The core point here being: you're arguing from an explicitly naïve perspective that seems utterly blind to power and its implications and consequences - a blindness that's endemic to people espousing the virtues of "free markets", and the same blindness that renders these people fundamentally unable to see why said markets aren't free at all. Ignoring power relations in business doesn't get you closer to any kind of truth or justice or freedom, it just makes you blind to the realities of the world, and thus makes your analyses of how the world works deeply flawed.

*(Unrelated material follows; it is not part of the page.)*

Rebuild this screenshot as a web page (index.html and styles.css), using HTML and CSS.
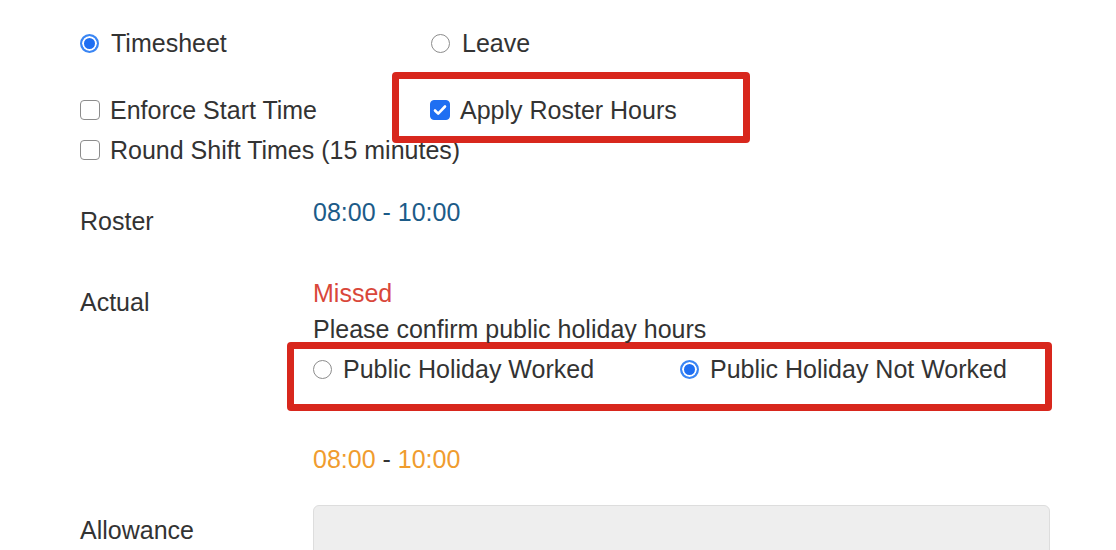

The facts of the matter are these: without Nvidia, AIB partners have no GPUs to sell, and without Nvidia, Samsung has real trouble selling all their wafers (or at least has to take the increased cost of managing hundreds of smaller scale customers rather than one major one, if they are able to sell them and don't have to scale back production). Nvidia doesn't have all the power - they're still reliant on both chip supply, other components, and AIB partners for selling their products - but they have significant advantages in both relations (when the chip supplier is TSMC you could argue that they're pretty evenly matched on that side, as TSMC has no trouble selling every wafer they can make, unlike Samsung). And, crucially, Nvidia is widely documented to use this power for all it's worth, having no scruples about going into outright anticompetitive practices if they see the opportunity to gain from this. This isn't saying that AMD would necessarily be better if the tables were turned, but we literally can't know that, so such speculation is nothing more than meaningless equivocation - the fact of the matter is, Nvidia is a market juggernaut that loves to throw their weight around at the cost of their business "partners" for the sole purpose of enriching themselves and their shareholders.
>Nvidia: I want x wafers, but if i can't sell them i want a discount.
<TMSC: so you don't want wafers, got it.
Stop this silly fanboy love with nvidia. It's getting ridiculous!